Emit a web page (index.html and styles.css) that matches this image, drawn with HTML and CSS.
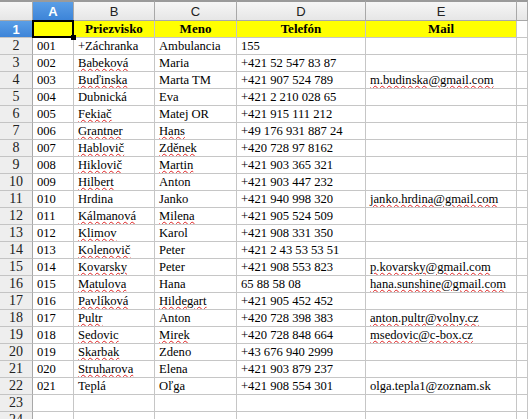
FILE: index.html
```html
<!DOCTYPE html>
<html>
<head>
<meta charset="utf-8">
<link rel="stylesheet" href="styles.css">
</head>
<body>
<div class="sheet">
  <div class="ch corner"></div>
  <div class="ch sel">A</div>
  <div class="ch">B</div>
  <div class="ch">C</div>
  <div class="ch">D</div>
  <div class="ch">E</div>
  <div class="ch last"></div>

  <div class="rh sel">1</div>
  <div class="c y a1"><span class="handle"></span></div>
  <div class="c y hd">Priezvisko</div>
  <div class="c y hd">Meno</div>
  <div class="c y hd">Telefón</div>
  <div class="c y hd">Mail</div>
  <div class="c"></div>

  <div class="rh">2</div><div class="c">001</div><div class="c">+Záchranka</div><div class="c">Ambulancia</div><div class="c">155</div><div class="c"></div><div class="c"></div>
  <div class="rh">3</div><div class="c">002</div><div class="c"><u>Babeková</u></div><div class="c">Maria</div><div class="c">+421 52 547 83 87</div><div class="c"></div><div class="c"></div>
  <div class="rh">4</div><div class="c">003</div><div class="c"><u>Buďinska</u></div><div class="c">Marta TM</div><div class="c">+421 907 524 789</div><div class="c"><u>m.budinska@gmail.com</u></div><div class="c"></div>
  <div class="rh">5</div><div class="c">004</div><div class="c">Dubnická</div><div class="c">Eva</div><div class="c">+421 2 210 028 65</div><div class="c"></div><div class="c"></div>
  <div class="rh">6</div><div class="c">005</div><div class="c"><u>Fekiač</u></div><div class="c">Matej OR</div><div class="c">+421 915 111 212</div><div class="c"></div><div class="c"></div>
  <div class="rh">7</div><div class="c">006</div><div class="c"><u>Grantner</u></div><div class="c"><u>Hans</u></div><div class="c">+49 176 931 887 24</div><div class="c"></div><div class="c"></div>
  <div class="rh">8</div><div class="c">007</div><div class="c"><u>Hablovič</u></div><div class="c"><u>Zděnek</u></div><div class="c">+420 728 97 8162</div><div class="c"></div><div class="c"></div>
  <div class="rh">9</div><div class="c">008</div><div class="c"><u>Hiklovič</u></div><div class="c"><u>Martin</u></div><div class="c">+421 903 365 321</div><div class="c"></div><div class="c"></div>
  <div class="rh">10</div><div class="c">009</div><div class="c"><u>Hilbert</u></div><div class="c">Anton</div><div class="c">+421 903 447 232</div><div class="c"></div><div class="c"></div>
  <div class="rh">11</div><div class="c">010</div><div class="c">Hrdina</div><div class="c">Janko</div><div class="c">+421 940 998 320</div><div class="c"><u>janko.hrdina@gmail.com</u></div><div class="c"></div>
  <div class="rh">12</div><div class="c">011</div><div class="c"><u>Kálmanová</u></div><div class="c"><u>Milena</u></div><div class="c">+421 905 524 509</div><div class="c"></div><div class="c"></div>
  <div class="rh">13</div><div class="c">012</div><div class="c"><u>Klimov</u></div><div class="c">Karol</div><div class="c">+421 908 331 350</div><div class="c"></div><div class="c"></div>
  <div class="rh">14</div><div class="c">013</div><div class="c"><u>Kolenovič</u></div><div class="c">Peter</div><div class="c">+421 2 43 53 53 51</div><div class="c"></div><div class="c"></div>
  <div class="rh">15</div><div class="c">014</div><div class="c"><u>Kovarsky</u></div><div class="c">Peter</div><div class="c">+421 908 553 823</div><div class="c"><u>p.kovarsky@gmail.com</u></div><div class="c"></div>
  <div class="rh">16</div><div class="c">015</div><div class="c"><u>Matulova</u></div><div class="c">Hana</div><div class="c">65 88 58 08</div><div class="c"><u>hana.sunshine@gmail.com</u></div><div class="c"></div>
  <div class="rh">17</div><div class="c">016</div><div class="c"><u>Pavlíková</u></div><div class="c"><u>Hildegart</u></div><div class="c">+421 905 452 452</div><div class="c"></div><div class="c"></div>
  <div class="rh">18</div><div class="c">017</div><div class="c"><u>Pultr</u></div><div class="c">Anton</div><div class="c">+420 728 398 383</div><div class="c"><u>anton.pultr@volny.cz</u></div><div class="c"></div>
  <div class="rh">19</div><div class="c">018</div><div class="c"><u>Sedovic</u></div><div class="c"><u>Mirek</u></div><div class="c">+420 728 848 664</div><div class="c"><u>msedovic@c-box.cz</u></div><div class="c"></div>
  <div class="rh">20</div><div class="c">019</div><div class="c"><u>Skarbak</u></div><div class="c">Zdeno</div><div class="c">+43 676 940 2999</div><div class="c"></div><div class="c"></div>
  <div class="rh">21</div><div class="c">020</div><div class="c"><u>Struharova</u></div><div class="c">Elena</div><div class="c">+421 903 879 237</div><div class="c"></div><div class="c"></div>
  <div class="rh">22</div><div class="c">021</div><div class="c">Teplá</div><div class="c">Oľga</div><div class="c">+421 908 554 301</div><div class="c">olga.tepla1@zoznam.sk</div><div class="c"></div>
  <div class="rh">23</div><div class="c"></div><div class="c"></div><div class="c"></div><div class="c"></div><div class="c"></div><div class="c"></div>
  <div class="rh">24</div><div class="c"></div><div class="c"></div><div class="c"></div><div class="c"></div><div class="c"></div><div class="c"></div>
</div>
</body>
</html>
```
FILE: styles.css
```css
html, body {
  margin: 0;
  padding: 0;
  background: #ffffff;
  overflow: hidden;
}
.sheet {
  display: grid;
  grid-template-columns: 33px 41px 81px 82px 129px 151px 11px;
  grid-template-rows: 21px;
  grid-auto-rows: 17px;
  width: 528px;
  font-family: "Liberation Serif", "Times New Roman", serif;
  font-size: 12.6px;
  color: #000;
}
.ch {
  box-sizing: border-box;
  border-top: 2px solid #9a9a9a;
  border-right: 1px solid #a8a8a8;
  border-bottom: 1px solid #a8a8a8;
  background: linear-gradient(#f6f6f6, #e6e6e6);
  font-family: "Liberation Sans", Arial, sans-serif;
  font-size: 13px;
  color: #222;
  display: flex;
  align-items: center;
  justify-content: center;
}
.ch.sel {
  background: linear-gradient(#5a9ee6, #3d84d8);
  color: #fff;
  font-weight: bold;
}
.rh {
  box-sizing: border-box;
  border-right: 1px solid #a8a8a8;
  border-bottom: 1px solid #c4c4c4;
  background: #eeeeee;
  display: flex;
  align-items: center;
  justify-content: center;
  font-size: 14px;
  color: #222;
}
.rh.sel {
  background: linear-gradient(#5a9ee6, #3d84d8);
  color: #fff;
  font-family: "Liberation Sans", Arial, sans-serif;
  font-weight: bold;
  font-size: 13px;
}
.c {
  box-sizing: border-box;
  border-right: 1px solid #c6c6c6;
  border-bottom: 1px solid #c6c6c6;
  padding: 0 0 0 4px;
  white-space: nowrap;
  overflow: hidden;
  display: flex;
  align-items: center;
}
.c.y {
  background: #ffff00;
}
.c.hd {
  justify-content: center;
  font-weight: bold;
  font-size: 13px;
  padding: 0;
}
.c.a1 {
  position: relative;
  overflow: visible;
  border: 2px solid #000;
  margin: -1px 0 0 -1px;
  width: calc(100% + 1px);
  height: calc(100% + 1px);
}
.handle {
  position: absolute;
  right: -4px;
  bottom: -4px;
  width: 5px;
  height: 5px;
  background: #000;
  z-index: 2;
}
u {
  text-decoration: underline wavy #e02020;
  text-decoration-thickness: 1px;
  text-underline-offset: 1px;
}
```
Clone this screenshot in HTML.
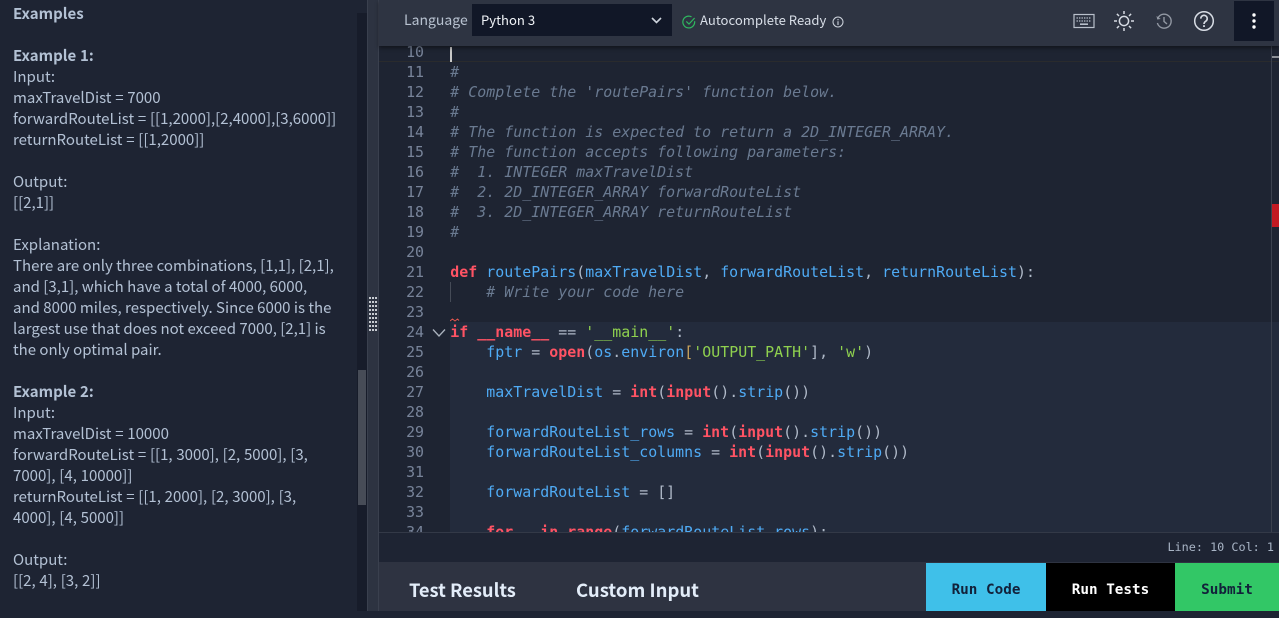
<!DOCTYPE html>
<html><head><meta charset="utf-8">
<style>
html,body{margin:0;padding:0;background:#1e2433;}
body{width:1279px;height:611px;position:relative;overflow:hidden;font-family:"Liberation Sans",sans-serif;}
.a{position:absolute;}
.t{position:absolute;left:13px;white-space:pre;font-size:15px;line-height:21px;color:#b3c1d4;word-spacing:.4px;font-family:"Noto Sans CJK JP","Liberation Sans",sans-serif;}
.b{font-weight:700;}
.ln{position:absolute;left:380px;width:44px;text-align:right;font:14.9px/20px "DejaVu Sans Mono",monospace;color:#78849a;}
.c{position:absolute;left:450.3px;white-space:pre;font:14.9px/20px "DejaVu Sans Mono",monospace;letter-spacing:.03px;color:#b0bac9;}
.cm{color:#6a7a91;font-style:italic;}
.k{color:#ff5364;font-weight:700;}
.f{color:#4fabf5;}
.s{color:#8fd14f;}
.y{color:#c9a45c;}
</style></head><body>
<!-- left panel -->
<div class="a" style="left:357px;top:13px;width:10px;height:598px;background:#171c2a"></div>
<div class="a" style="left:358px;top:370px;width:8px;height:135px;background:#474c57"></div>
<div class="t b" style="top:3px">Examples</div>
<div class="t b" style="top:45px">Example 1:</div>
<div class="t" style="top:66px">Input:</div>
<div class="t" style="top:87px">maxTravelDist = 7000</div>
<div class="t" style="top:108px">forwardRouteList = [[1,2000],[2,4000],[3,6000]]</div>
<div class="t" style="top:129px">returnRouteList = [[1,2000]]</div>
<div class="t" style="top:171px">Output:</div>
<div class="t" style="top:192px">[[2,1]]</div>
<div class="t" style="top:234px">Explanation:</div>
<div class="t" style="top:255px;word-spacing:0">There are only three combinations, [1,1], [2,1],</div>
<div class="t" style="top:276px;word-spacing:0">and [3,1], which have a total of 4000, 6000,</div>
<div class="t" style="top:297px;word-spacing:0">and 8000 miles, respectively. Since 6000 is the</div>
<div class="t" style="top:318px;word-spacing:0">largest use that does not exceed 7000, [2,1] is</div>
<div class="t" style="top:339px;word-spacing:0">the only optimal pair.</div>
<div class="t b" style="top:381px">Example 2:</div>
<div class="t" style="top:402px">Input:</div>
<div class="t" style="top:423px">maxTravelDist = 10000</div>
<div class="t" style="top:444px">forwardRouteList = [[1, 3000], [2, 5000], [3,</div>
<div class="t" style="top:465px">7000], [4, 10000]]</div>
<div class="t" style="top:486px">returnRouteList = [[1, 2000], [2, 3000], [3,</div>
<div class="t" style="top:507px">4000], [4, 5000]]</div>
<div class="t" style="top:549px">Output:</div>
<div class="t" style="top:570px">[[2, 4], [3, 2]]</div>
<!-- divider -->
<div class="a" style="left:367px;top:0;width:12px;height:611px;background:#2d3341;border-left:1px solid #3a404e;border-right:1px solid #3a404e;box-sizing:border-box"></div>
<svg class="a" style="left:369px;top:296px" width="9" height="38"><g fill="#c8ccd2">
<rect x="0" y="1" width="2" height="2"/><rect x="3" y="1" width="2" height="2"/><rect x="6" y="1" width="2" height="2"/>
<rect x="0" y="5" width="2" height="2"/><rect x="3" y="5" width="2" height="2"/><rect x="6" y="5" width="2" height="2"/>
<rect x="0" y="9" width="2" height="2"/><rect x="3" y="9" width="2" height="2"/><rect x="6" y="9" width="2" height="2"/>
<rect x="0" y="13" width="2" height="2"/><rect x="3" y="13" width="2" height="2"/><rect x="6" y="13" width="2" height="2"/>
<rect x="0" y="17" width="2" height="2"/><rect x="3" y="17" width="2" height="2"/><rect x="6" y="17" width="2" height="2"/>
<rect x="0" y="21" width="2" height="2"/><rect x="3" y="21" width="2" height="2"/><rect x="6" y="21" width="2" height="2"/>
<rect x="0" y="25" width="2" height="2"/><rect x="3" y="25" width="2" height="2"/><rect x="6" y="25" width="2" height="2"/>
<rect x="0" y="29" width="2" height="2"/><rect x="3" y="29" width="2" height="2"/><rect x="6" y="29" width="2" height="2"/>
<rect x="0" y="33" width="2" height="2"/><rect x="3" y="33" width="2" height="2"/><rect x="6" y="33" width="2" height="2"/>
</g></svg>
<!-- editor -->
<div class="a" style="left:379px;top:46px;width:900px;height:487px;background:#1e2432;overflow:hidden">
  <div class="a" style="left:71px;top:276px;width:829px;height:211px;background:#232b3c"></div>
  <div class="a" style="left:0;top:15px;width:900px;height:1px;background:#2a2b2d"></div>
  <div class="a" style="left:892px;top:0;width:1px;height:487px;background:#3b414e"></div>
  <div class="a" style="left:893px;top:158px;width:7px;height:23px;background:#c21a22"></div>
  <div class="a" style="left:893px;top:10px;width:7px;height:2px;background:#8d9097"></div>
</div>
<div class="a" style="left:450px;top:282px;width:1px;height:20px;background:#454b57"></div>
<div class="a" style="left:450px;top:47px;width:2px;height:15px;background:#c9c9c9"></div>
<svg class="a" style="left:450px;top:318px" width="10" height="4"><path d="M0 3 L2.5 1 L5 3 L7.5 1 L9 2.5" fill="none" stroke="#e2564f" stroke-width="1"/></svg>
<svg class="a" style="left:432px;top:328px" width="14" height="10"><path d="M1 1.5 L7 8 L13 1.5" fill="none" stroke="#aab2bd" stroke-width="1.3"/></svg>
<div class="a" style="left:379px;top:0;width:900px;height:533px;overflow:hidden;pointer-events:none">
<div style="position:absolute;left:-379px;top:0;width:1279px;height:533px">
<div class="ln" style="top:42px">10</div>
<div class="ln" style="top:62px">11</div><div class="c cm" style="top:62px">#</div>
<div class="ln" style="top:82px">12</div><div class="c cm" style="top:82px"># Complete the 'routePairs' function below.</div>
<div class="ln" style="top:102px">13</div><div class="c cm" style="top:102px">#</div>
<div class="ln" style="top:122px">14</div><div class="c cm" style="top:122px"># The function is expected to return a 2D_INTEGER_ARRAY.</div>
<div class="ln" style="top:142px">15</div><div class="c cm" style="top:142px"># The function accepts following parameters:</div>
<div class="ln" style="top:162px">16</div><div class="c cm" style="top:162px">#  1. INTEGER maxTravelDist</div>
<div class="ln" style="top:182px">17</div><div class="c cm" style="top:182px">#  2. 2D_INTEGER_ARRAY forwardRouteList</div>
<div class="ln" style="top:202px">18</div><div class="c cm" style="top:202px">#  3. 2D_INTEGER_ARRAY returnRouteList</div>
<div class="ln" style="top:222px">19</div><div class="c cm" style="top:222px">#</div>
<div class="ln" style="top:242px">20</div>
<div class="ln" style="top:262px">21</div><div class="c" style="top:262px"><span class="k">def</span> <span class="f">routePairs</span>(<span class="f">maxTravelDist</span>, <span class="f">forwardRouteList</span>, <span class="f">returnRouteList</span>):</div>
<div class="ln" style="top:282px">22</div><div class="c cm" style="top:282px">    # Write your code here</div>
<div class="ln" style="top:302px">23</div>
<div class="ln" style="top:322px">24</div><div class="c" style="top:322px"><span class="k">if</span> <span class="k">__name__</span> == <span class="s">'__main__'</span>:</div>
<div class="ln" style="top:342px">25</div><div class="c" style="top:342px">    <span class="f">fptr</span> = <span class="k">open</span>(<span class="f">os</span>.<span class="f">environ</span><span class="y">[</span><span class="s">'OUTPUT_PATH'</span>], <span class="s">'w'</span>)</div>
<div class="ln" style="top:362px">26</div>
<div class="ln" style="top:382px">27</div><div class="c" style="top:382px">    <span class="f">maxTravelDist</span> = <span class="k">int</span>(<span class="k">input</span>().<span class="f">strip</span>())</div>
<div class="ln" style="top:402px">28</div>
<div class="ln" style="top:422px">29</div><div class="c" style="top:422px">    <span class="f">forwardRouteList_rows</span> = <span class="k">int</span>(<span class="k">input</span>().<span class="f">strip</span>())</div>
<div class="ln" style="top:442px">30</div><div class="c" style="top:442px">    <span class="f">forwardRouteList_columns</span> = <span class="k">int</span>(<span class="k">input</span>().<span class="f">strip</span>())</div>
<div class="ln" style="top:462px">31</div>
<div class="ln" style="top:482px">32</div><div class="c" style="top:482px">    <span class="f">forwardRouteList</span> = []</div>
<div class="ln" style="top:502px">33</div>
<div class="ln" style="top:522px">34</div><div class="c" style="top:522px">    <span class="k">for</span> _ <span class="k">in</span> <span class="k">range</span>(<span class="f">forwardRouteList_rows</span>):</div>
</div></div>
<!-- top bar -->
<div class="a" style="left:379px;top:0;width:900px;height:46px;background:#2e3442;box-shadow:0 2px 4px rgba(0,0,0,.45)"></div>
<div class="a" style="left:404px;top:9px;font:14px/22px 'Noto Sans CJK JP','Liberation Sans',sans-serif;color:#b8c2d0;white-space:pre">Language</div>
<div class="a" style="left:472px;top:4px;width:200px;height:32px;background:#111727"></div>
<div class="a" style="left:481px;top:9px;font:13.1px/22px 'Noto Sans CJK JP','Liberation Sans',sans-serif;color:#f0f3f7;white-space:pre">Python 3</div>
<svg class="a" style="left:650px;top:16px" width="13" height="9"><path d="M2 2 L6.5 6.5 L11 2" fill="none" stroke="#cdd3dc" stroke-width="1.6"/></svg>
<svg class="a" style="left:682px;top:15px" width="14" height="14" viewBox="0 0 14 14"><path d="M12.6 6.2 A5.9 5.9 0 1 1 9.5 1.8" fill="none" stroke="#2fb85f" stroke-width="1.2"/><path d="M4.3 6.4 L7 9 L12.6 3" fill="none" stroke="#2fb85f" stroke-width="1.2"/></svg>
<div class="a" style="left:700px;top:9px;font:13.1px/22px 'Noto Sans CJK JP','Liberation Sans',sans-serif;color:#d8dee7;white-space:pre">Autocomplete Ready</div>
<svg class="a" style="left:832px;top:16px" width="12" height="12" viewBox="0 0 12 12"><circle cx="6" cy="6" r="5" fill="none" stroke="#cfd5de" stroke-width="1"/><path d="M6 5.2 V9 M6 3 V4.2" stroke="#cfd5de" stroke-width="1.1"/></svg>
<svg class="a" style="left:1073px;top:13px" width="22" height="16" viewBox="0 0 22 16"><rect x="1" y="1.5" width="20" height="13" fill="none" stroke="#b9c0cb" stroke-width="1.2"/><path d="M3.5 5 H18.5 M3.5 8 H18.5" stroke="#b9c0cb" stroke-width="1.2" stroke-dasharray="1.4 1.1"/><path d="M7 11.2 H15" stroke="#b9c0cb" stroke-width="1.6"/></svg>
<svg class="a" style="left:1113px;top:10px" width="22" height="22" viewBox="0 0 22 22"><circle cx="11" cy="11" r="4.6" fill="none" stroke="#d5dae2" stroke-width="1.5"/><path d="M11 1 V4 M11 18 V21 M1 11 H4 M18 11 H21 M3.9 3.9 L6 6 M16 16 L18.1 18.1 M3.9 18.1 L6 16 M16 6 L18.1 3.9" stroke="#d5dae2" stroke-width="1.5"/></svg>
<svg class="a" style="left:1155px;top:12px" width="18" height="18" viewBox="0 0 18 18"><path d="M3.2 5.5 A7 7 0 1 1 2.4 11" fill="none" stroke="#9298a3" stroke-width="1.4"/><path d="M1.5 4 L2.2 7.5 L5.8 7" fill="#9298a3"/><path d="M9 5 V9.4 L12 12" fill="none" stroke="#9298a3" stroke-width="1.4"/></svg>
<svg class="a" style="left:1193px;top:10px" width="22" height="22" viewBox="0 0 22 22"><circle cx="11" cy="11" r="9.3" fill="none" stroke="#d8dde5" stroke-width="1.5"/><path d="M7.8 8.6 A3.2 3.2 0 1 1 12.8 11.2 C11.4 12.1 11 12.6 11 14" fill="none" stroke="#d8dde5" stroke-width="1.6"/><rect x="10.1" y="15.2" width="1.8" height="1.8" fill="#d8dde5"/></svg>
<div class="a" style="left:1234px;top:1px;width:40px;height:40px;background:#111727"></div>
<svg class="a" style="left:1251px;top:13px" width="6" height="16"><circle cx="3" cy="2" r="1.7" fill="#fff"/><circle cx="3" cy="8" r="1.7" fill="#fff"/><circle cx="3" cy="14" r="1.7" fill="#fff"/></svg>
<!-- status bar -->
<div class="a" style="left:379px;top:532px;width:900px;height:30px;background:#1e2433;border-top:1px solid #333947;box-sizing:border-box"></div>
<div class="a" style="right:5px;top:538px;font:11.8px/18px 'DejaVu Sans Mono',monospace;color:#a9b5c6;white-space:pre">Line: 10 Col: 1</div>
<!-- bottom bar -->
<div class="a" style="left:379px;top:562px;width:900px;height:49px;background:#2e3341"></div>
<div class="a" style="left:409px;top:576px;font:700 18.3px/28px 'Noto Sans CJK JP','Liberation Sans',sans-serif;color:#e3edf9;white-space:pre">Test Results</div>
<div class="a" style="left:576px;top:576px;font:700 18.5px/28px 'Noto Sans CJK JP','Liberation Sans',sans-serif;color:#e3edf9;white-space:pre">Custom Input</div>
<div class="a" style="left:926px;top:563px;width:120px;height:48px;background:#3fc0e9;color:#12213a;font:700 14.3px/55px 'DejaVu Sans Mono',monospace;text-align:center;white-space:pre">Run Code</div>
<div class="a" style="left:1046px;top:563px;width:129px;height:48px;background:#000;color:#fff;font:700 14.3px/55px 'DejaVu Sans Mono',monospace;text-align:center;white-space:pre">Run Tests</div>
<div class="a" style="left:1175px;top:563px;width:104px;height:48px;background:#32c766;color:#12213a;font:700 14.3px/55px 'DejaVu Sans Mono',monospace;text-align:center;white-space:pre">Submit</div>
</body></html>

- **Written request**
Find the lines with the string "styles" and reproduce them.

- **Written response**
Emit a web page (index.html and styles.css) that matches this image, drawn with HTML and CSS.
<link rel="stylesheet" href="styles.css">
FILE: styles.css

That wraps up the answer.